The DPPA explicitly disclaims any restriction on the use of motor vehicle information by "any government agency," including a court, and also "any private person or entity acting on behalf of a Federal, State, or local agency in carrying out its functions." 18 U.S.C. 2721(b)(1). It also expressly permits DMVs to disclose personal information for any state-authorized purpose relating to the operation of a motor vehicle or public safety. 18 U.S.C. 2721(b)(14).
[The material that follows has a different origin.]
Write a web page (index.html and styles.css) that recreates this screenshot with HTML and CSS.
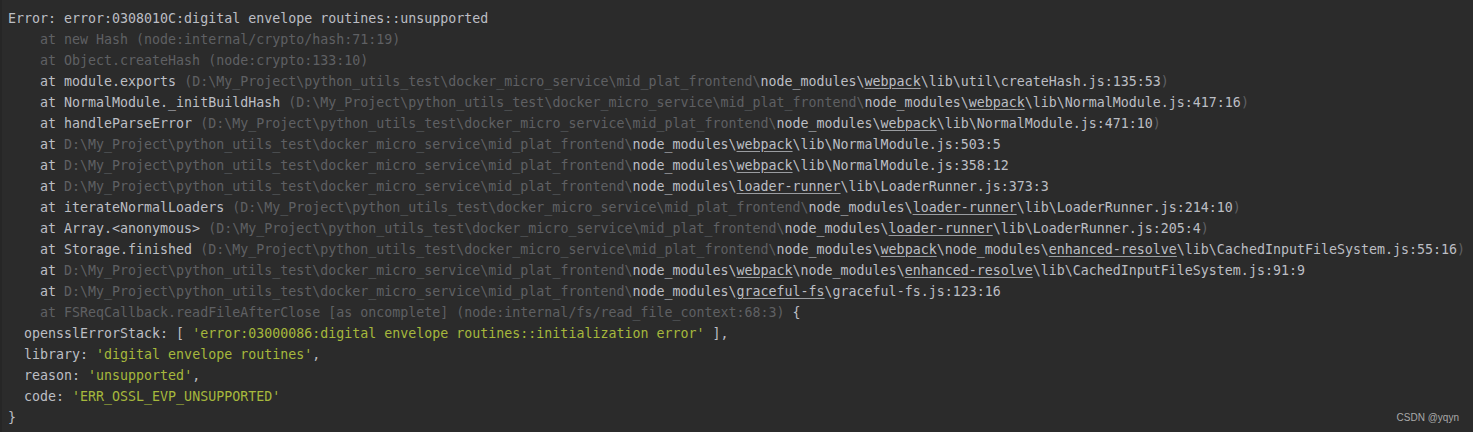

The DPPA does not preclude States from disclosing personal information for other uses in which Congress found an important public interest. Thus, States may disclose personal information in their motor vehicle records for use in connection with car safety or theft, driver safety, and other motor-vehicle related matters, 18 U.S.C. 2721(b)(2); by a business to verify the accuracy of personal information submitted to that business, and further to prevent fraud or to pursue legal remedies if the information the individual submitted to the business is revealed to have been inaccurate, 18 U.S.C. 2721(b)(3); in connection with court, agency, or self-regulatory body proceedings, 18 U.S.C. 2721(b)(4); for research purposes, if the personal information is not further disclosed or used to contact the individuals, 18 U.S.C. 2721(b)(5); by insurers in connection with claims investigations, anti-fraud activities, rating, or underwriting, 18 U.S.C. 2721(b)(6); to notify owners of towed or impounded vehicles, 18 U.S.C. 2721(b)(7); by licensed private investigative agencies or security services for permitted purposes, 18 U.S.C. 2721(b)(8); by employers to verify information relating to a holder of a commercial driver's license, 18 U.S.C. 2721(b)(9); for use in connection with private tollways, 18 U.S.C. 2721(b)(10); and in certain circumstances for bulk distribution for surveys, marketing, or solicitation, if individuals are provided an opportunity, "in a clear and conspicuous manner," to prohibit such use of information pertaining to them, 18 U.S.C. 2721(b)(12).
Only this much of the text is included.